I am also curious about the more practical implications of learning from multiple data types for a single task. For instance, could we improve the performance of models processing audio or image data by providing metadata (table) corresponding to these media items? Are there certain frameworks, pre-trained models, or rules-of-thumb dedicated to integrating diverse data types in a deep learning model to improve model performance in a single task? Also, how does this relate to multimodal learning that seems to be on the rise recently? For instance, to my knowledge, most advanced language models are not trained on any data besides text (natural language, code, etc.), can these models theoretically be improved with additional modalities in the training datasets?

isaduan commented 2 years ago

Maybe we will be talking more about this in future chapters of the book, but I wonder how should we think about augmenting different sources of data (e.g. texts and images) to complement their limitation to a supposed question?

BaotongZh commented 2 years ago

Chapter 5 introduces the various representations of data, bringing us fresh acknowledgment of different data inputs. I was just wondering how we combine those data into an end-to-end model to enhance the performance of a model of a single data source. Especially, for example, we know than LSTM is good for text learning(seq-to-seq) and CNN is decent for image processing, then I combine my data by using the approaches mentioned in Chapter 6, then how the NN should be like if it is an end-to-end model.

pranathiiyer commented 2 years ago

While chapter 6 talks about alignment of representations of different data types, what would it mean intuitively to correlate for instance, image and text embeddings?
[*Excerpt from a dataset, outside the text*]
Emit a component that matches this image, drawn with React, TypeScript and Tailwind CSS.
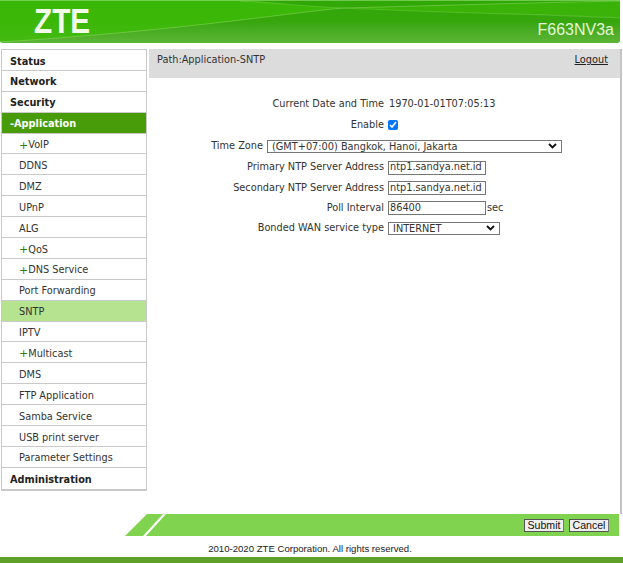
import React from "react";

const vf = { fontFamily: '"DejaVu Sans", Verdana, sans-serif' };
const ar = { fontFamily: '"Liberation Sans", Arial, sans-serif' };

type Item = { label: string; level: 0 | 1; plus?: boolean; state?: "open" | "sel" };
const items: Item[] = [
  { label: "Status", level: 0 },
  { label: "Network", level: 0 },
  { label: "Security", level: 0 },
  { label: "-Application", level: 0, state: "open" },
  { label: "VoIP", level: 1, plus: true },
  { label: "DDNS", level: 1 },
  { label: "DMZ", level: 1 },
  { label: "UPnP", level: 1 },
  { label: "ALG", level: 1 },
  { label: "QoS", level: 1, plus: true },
  { label: "DNS Service", level: 1, plus: true },
  { label: "Port Forwarding", level: 1 },
  { label: "SNTP", level: 1, state: "sel" },
  { label: "IPTV", level: 1 },
  { label: "Multicast", level: 1, plus: true },
  { label: "DMS", level: 1 },
  { label: "FTP Application", level: 1 },
  { label: "Samba Service", level: 1 },
  { label: "USB print server", level: 1 },
  { label: "Parameter Settings", level: 1 },
  { label: "Administration", level: 0 },
];

function NavRow({ item, last }: { item: Item; last: boolean }) {
  const bg =
    item.state === "open"
      ? "bg-[#489c0a] text-white"
      : item.state === "sel"
        ? "bg-[#b5e38f] text-[#333]"
        : item.level === 0
          ? "bg-white text-[#222]"
          : "bg-white text-[#333]";
  return (
    <div
      className={`h-[20.9px] flex items-center pt-[3px] text-[9.75px] leading-none ${bg} ${
        last ? "" : "border-b border-[#c9c9c9]"
      } ${item.level === 0 ? "pl-2 font-bold" : "pl-[17px]"}`}
    >
      {item.plus && <span className="text-[#2d7d10] text-[11px] leading-none font-normal">+</span>}
      {item.label}
    </div>
  );
}

function Label({ children, w = "w-[239px]" }: { children: React.ReactNode; w?: string }) {
  return <div className={`${w} text-right shrink-0 pr-1 text-[#333]`}>{children}</div>;
}

function Field({ value }: { value: string }) {
  return (
    <input
      readOnly
      value={value}
      style={vf}
      className="w-[98px] h-[14px] border border-[#767676] px-[1px] text-[9.75px] text-[#333] bg-white outline-none"
    />
  );
}

function Select({ value, w }: { value: string; w: string }) {
  return (
    <div className={`relative ${w} h-[13px]`}>
      <select
        style={vf}
        className="appearance-none w-full h-full border border-[#767676] bg-white text-[9.75px] leading-[11px] text-[#333] pl-1 outline-none"
      >
        <option>{value}</option>
      </select>
      <svg className="absolute right-[5px] top-[3px]" width="9" height="6" viewBox="0 0 9 6" fill="none">
        <path d="M1 1 L4.5 4.5 L8 1" stroke="#111" strokeWidth="1.8" />
      </svg>
    </div>
  );
}

export default function App() {
  return (
    <div className="w-[623px] h-[563px] bg-white flex flex-col overflow-hidden" style={vf}>
      <header className="relative h-[43px] shrink-0 mr-[3px] rounded-b-[3px] bg-gradient-to-b from-[#2fa806] via-[#36a60c] to-[#5cb535] overflow-hidden">
        <svg className="absolute inset-0" width="620" height="43" viewBox="0 0 620 43">
          <path d="M0 0 H240 C280 3 310 7 345 8 C300 11 190 30 0 42 Z" fill="#3dbb08" fillOpacity="0.8" />
          <path d="M345 8 C420 6 520 3 620 1 V18 C540 14 440 13 345 8 Z" fill="#3cb509" fillOpacity="0.8" />
          <path d="M0 42 C190 30 300 11 345 8 C420 6 520 3 620 1" stroke="#b8ec90" strokeOpacity="0.35" strokeWidth="1" fill="none" />
          <path d="M240 1 C280 3 310 7 345 8 C440 13 540 14 620 18" stroke="#b8ec90" strokeOpacity="0.22" strokeWidth="1.2" fill="none" />
          <path d="M0 0.5 H620" stroke="#8ad96a" strokeOpacity="0.7" strokeWidth="1" />
        </svg>
        <span
          className="absolute left-[34px] top-[1px] text-[#f2fbe9] text-[35px] leading-[40px] font-bold origin-left scale-x-[0.85]"
          style={ar}
        >
          ZTE
        </span>
        <span
          className="absolute right-[6px] top-[21px] text-[#e4f5d8] text-[16px] leading-[18px]"
          style={ar}
        >
          F663NV3a
        </span>
      </header>

      <div className="flex flex-1 pt-[6px] pl-[1px] pr-[1px]">
        <nav className="w-[146px] self-start shrink-0 border-x border-t border-b-2 border-[#c9c9c9] box-border">
          {items.map((it, i) => (
            <NavRow key={it.label} item={it} last={i === items.length - 1} />
          ))}
        </nav>

        <main className="flex-1 ml-[2px] border-r-2 border-[#c4c4c4] flex flex-col text-[9.75px]">
          <div className="h-[29px] shrink-0 bg-[#dcdcdc] flex justify-between pt-[4px] pl-2 pr-[12px] leading-[14px] text-[#333]">
            <span>Path:Application-SNTP</span>
            <span className="underline text-[#222]">Logout</span>
          </div>
          <form className="flex flex-col pt-[16px]">
            <div className="h-[21px] flex items-center">
              <Label>Current Date and Time</Label>
              <span className="ml-[1px] text-[#333]">1970-01-01T07:05:13</span>
            </div>
            <div className="h-[21px] flex items-center">
              <Label>Enable</Label>
              <input readOnly type="checkbox" checked className="w-[10px] h-[10px] accent-[#0075ff] -mt-[2px]" />
            </div>
            <div className="h-[21px] flex items-center">
              <Label w="w-[118px]">Time Zone</Label>
              <Select w="w-[295px]" value="(GMT+07:00) Bangkok, Hanoi, Jakarta" />
            </div>
            <div className="h-[21px] flex items-center">
              <Label>Primary NTP Server Address</Label>
              <Field value="ntp1.sandya.net.id" />
            </div>
            <div className="h-[20px] flex items-center">
              <Label>Secondary NTP Server Address</Label>
              <Field value="ntp1.sandya.net.id" />
            </div>
            <div className="h-[20px] flex items-center">
              <Label>Poll Interval</Label>
              <Field value="86400" />
              <span className="ml-[1px] text-[#333]">sec</span>
            </div>
            <div className="h-[21px] flex items-center">
              <Label>Bonded WAN service type</Label>
              <Select w="w-[112px]" value="INTERNET" />
            </div>
          </form>
        </main>
      </div>

      <div className="relative h-[22px] shrink-0 ml-[125px] mr-[4px] flex items-center justify-end gap-[5px] pr-[10px] bg-[#7fd34e]">
        <svg className="absolute left-0 top-0" width="42" height="22" viewBox="0 0 42 22">
          <path d="M0 22 V0 H22 Z" fill="#fff" />
          <path d="M18 22 L38 0 H41 L21 22 Z" fill="#fff" />
        </svg>
        {["Submit", "Cancel"].map((b) => (
          <button
            key={b}
            type="button"
            className="w-[40px] h-[13px] bg-[#efefef] border border-[#555] border-r-[#777] text-[10.6px] leading-[11px] text-[#111]"
            style={ar}
          >
            {b}
          </button>
        ))}
      </div>

      <div className="h-[21px] shrink-0 flex items-center justify-center text-[9.6px] text-[#222] pt-[6px] pr-[3px]" style={ar}>
        2010-2020 ZTE Corporation. All rights reserved.
      </div>
      <div className="h-[6px] shrink-0 bg-[#5fa028]" />
    </div>
  );
}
min-tae1 commented 2 years ago

While I believe deep learning can do marvelous things in analyzing music and art, some sort of historical context seems to be necessary for performing certain tasks. For instance, if one wants to classify artworks based on genres, a basic understanding of art history and individual artists would be necessary. The same would be the case for music, as features of each genre, the time of the release as well as artists' relation with other artists seem crucial in determining genres. Would there be a way for deep learning to know this without input? Or could there be a way to feed this information to deep learning models?
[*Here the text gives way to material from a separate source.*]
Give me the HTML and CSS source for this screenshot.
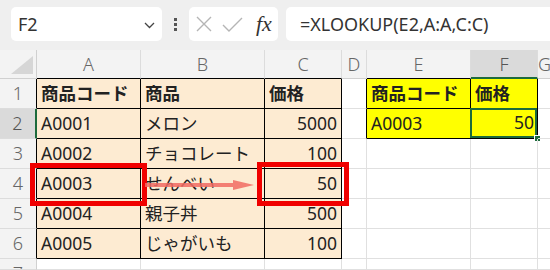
FILE: index.html
```html
<!DOCTYPE html>
<html lang="ja">
<head>
    <meta charset="UTF-8">
    <title>XLOOKUP</title>
    <link rel="stylesheet" href="styles.css">
</head>
<body>
    <div class="toolbar">
        <div class="namebox">
            <span>F2</span>
            <svg class="chev" width="11" height="7" viewBox="0 0 11 7"><path d="M1 1 L5.5 5.5 L10 1" fill="none" stroke="#444" stroke-width="1.3"/></svg>
        </div>
        <div class="dots">
            <i></i><i></i><i></i>
        </div>
        <div class="fbtns">
            <svg width="16" height="16" viewBox="0 0 16 16"><path d="M1 1 L15 15 M15 1 L1 15" stroke="#b5b5b5" stroke-width="1.4"/></svg>
            <svg width="21" height="15" viewBox="0 0 21 15"><path d="M1 8 L7 14 L20 1" fill="none" stroke="#b5b5b5" stroke-width="1.4"/></svg>
            <span class="fx">fx</span>
        </div>
        <div class="formula">=XLOOKUP(E2,A:A,C:C)</div>
    </div>

    <div class="sheet">
        <!-- 見出し行 -->
        <div class="corner"><svg width="22" height="18" viewBox="0 0 22 18"><polygon points="22,0 22,18 0,18" fill="#d6d6d6"/></svg></div>
        <div class="hd bk">A</div>
        <div class="hd bk">B</div>
        <div class="hd bk">C</div>
        <div class="hd">D</div>
        <div class="hd bk">E</div>
        <div class="hd sel">F</div>
        <div class="hd">G</div>

        <!-- 1 -->
        <div class="rh bk">1</div>
        <div class="c tb b">商品コード</div>
        <div class="c tb b">商品</div>
        <div class="c tb b">価格</div>
        <div class="c bkr"></div>
        <div class="c yl b">商品コード</div>
        <div class="c yl b">価格</div>
        <div class="c"></div>

        <!-- 2 -->
        <div class="rh bk sel">2</div>
        <div class="c tb">A0001</div>
        <div class="c tb">メロン</div>
        <div class="c tb num">5000</div>
        <div class="c bkr"></div>
        <div class="c yl">A0003</div>
        <div class="c yl num active">50<span class="handle"></span></div>
        <div class="c"></div>

        <!-- 3 -->
        <div class="rh bk">3</div>
        <div class="c tb">A0002</div>
        <div class="c tb">チョコレート</div>
        <div class="c tb num">100</div>
        <div class="c"></div>
        <div class="c"></div>
        <div class="c"></div>
        <div class="c"></div>

        <!-- 4 -->
        <div class="rh bk">4</div>
        <div class="c tb">A0003</div>
        <div class="c tb">せんべい</div>
        <div class="c tb num">50</div>
        <div class="c"></div>
        <div class="c"></div>
        <div class="c"></div>
        <div class="c"></div>

        <!-- 5 -->
        <div class="rh bk">5</div>
        <div class="c tb">A0004</div>
        <div class="c tb">親子丼</div>
        <div class="c tb num">500</div>
        <div class="c"></div>
        <div class="c"></div>
        <div class="c"></div>
        <div class="c"></div>

        <!-- 6 -->
        <div class="rh bk">6</div>
        <div class="c tb">A0005</div>
        <div class="c tb">じゃがいも</div>
        <div class="c tb num">100</div>
        <div class="c"></div>
        <div class="c"></div>
        <div class="c"></div>
        <div class="c"></div>

        <!-- 7 (下端で切れる) -->
        <div class="rh cut">7</div>
        <div class="c"></div>
        <div class="c"></div>
        <div class="c"></div>
        <div class="c"></div>
        <div class="c"></div>
        <div class="c"></div>
        <div class="c"></div>

        <!-- 注釈 -->
        <div class="mark mark-a"></div>
        <div class="mark mark-c"></div>
        <svg class="arrow" width="110" height="10" viewBox="0 0 110 10">
            <rect x="0" y="3" width="90" height="4" fill="#f26b63"/>
            <polygon points="88,0 109,5 88,10" fill="#f26b63"/>
        </svg>
    </div>
</body>
</html>
```

FILE: styles.css
```css
*{
    margin: 0;
    padding: 0;
    box-sizing: border-box;
}
body{
    width: 550px;
    height: 270px;
    overflow: hidden;
    background: #ffffff;
    font-family: "Noto Sans", "Noto Sans CJK JP", sans-serif;
    color: #222;
}

/* 上部の数式バー */
.toolbar{
    display: flex;
    align-items: center;
    height: 50px;
    padding: 7px 0 9px 11px;
    background: #efefef;
}
.namebox{
    display: flex;
    align-items: center;
    justify-content: space-between;
    width: 151px;
    height: 34px;
    padding: 0 7px 0 7px;
    background: #fff;
    border-radius: 5px;
    font-size: 18px;
    color: #333;
}
.namebox .chev{
    margin-top: 2px;
}
.dots{
    display: flex;
    flex-direction: column;
    gap: 2px;
    width: 27px;
    align-items: center;
}
.dots i{
    display: block;
    width: 3px;
    height: 3px;
    background: #555;
}
.fbtns{
    display: flex;
    align-items: center;
    gap: 10px;
    width: 89px;
    height: 34px;
    padding-left: 7px;
    background: #fff;
    border-radius: 5px;
}
.fbtns .fx{
    margin-left: 3px;
    font-family: "Liberation Serif", serif;
    font-style: italic;
    font-size: 22px;
    color: #333;
}
.formula{
    flex: 1;
    height: 34px;
    margin-left: 8px;
    padding-left: 14px;
    line-height: 34px;
    background: #fff;
    border-radius: 5px 0 0 5px;
    font-size: 18px;
    color: #333;
}

/* シート */
.sheet{
    position: relative;
    display: grid;
    grid-template-columns: 37px 104px 124px 77px 25px 104px 67px 1fr;
    grid-template-rows: 29px repeat(6, 30px) 11px;
}
.corner, .hd, .rh{
    background: #f3f3f3;
    color: #666;
    font-weight: 300;
    font-size: 18px;
}
.corner{
    display: flex;
    justify-content: flex-end;
    align-items: flex-end;
    padding: 0 3px 4px 0;
    border-right: 1px solid #d0d0d0;
    border-bottom: 1px solid #d0d0d0;
}
.hd{
    text-align: center;
    line-height: 28px;
    border-right: 1px solid #dcdcdc;
    border-bottom: 1px solid #d0d0d0;
}
.hd.bk{
    border-bottom-color: #000;
}
.hd.sel{
    background: #dadada;
    border-bottom: 2px solid #1d6b3c;
    color: #555;
}
.rh{
    text-align: center;
    line-height: 29px;
    border-right: 1px solid #d0d0d0;
    border-bottom: 1px solid #dcdcdc;
}
.rh.cut{
    overflow: hidden;
}
.rh.bk{
    border-right-color: #000;
}
.rh.sel{
    background: #dadada;
    border-right: 2px solid #1d6b3c;
    color: #555;
}

.c{
    position: relative;
    padding: 0 4px 0 4px;
    font-size: 17.5px;
    line-height: 29px;
    white-space: nowrap;
    border-right: 1px solid #e0e0e0;
    border-bottom: 1px solid #e0e0e0;
}
.c.tb{
    background: #fdebd2;
    border-color: #000;
}
.c.yl{
    background: #ffff00;
    border-color: #000;
}
.c.bkr{
    border-right-color: #000;
}
.c.b{
    font-weight: bold;
}
.c.num{
    text-align: right;
}
.c.active{
    box-shadow: inset 0 0 0 2px #1d6b3c;
    margin: -1px 0 0 -1px;
    padding-right: 3px;
}
.handle{
    position: absolute;
    right: -4px;
    bottom: -4px;
    width: 7px;
    height: 7px;
    background: #1d6b3c;
    border: 1px solid #fff;
}

/* 赤枠と矢印 */
.mark{
    position: absolute;
    border: 5px solid #f00000;
}
.mark-a{
    left: 30px;
    top: 113px;
    width: 117px;
    height: 43px;
}
.mark-c{
    left: 257px;
    top: 112px;
    width: 92px;
    height: 44px;
}
.arrow{
    position: absolute;
    left: 145px;
    top: 130px;
    opacity: 0.85;
}
```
yujing-syj commented 2 years ago

For chapter 5, when we task a neural network with predicting word or sentence contexts, how large the data size should be to have a relatively good performance? When we resize an original image to a selected standard, we do not typically discard (or add) pixels, what is the detailed method to keep the information?

Hongkai040 commented 2 years ago

I am thinking about can we infuse different kinds of data into one unified representation? The work that words as images and color is very interesting. Can we incorporate other types of data into it? Like network data? We can map words into a relation network. So I think the combination of text, image, and network data could be interesting.
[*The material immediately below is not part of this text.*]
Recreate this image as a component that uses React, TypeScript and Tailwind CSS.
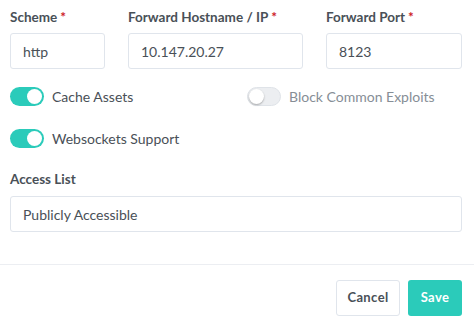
function Toggle({ on }: { on: boolean }) {
  return (
    <span
      className={
        on
          ? 'relative inline-block h-[19px] w-[34px] shrink-0 rounded-full bg-[#2bcbba]'
          : 'relative inline-block h-[19px] w-[34px] shrink-0 rounded-full border border-[#dfe3e8] bg-[#eceef1]'
      }
    >
      <span
        className={
          on
            ? 'absolute right-[2px] top-[2px] h-[15px] w-[15px] rounded-full bg-white'
            : 'absolute left-[1px] top-[1px] h-[15px] w-[15px] rounded-full bg-white shadow-[0_1px_2px_rgba(0,0,0,0.3)]'
        }
      />
    </span>
  )
}

function Label({ text, req }: { text: string; req?: boolean }) {
  return (
    <div className="text-[13.5px] font-bold leading-[14px] text-[#495057]">
      {text}
      {req && <span className="ml-[3px] text-[#cd201f]">*</span>}
    </div>
  )
}

function Field({ value }: { value: string }) {
  return (
    <div className="flex h-[36px] items-center rounded-[3px] border border-[#e0e5ec] bg-white px-[12px] text-[14px] text-[#495057]">
      {value}
    </div>
  )
}

export default function App() {
  return (
    <div
      className="h-[325px] w-[474px] overflow-hidden bg-white"
      style={{ fontFamily: 'Lato, "Source Sans Pro", "Noto Sans", sans-serif' }}
    >
      <div className="px-[10px] pt-[10px]">
        <div className="grid grid-cols-[95px_175px_136px] gap-x-[23px]">
          <div>
            <Label text="Scheme" req />
            <div className="mt-[9px]">
              <Field value="http" />
            </div>
          </div>
          <div>
            <Label text="Forward Hostname / IP" req />
            <div className="mt-[9px]">
              <Field value="10.147.20.27" />
            </div>
          </div>
          <div>
            <Label text="Forward Port" req />
            <div className="mt-[9px]">
              <Field value="8123" />
            </div>
          </div>
        </div>

        <div className="mt-[17px] grid grid-cols-[237px_1fr]">
          <label className="flex h-[20px] items-center gap-[8px] text-[14px] text-[#495057]">
            <Toggle on />
            Cache Assets
          </label>
          <label className="flex h-[20px] items-center gap-[8px] text-[14px] text-[#868e96]">
            <Toggle on={false} />
            Block Common Exploits
          </label>
        </div>

        <label className="mt-[22px] flex h-[20px] items-center gap-[8px] text-[14px] text-[#495057]">
          <Toggle on />
          Websockets Support
        </label>

        <div className="mt-[24px]">
          <Label text="Access List" />
          <div className="mt-[10px] w-[452px]">
            <Field value="Publicly Accessible" />
          </div>
        </div>
      </div>

      <div className="mt-[32px] border-t border-[#eceef2]" />

      <div className="flex justify-end gap-[8px] pr-[12px] pt-[15px]">
        <button className="h-[36px] w-[64px] rounded-[3px] border border-[#e0e5ec] bg-white text-[13px] font-bold tracking-[0.03em] text-[#495057]">
          Cancel
        </button>
        <button className="h-[36px] w-[54px] rounded-[3px] bg-[#2bcbba] text-[13px] font-bold tracking-[0.03em] text-white">
          Save
        </button>
      </div>
    </div>
  )
}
yhchou0904 commented 2 years ago

In Chapter5, we explored lots of options for us to deal with data and make raw data into different representations; in Chapter6, the book introduced tons of metrics for us to compare the representations. I have a specific question for one of the metrics, the fractional metric. The book mentioned that it is "not a metric" because it does not satisfy the triangle inequality. However, as a measure for us to get the distance of two representations, there must be some limitations to the use of this metric, what are they? At the same time, could you further explain how it works better in high dimensions?

Yaweili19 commented 2 years ago

This chapter is wonderful and is extremely practical in gathering all sources of data. However, what do look forward to seeing, is discussions on the downsides and missing knowledge of turning everything into data. Besides, although chapter 5 has introduced many forms of to-be-data information, I'd like to see what kind of knowledge/information we have not yet been successfully turning into data (without much loss), and what the frontiers on these topics are like,

Emily-fyeh commented 2 years ago

Chap 6 demonstrates methods of aligning representations, such as overlapping/averaging a series of images or intersecting multiple word embeddings. I would like to know if these approaches would lose some of the original information in time slices since only the comparable parts are kept.

sudhamshow commented 2 years ago

Studying about data representation using NNs begs several question - what information does the neural network pick up to encode data, how true is it a representation of the real data (relative to other points), can we force the network (or a single layer of nodes) to encode a particular attribute?

Studying about the various models these neural network representations seem unclear and backwards at the first though, at least for me. Each of the neural network that we've learnt about - simpler ones like W2V and more complex ones like CNNs were developed keeping some objective in mind - reduce the cost function by bringing closer words in the context window closer and pushing other words farther (W2V) or learning filter values to detect intricate patterns in images (CNN). Through forward propagation (and learning by error) it so happens that the end layers have higher activation concentrations and can more closely identify each distinct class/object, but these representations are a by-product of trying to optimise something else. Since we're not explicitly training the network to learn representation, with what confidence can we believe that all NN models encode some kind of information? And when studying social sciences aren't these factors (the explainability of encoding) more important?

What about representations of multi-modal data? Even though we might build a classifier with a high accuracy, what source/parameters do we attribute the representations to?

linhui1020 commented 2 years ago

I agree with the idea that everything we can observe in real world can be data, including audio, images and texts. What the model is doing is to train the representations of data that we process for the model, and usually we have to come out with the similar data structure to fit the specific model. Is there any way the model could differentiate the data forms more than aligning different data form into similar structure and then comes out some results.

chentian418 commented 2 years ago

I am curious about the aligning representation options. If units are common to both representations, these units can be the basis of an alignment; or in the case of common dimensions, if dense representations are produced using the same underlying dimensions, and then compare the location of units within the two spaces. however, I was wondering how realistic it is to have representations with common units or same underlying dimensions? What conversion should we do if data are from different sources and different models?

ShiyangLai commented 2 years ago

My question is about how we can represent different types if data (e.g. audio and text data) into the same numerical space and how can we further interpret the integrated data representation? Data points in the hybrid space could have multiple meanings. How can we do in-depth interpretation using hybrid data representation space?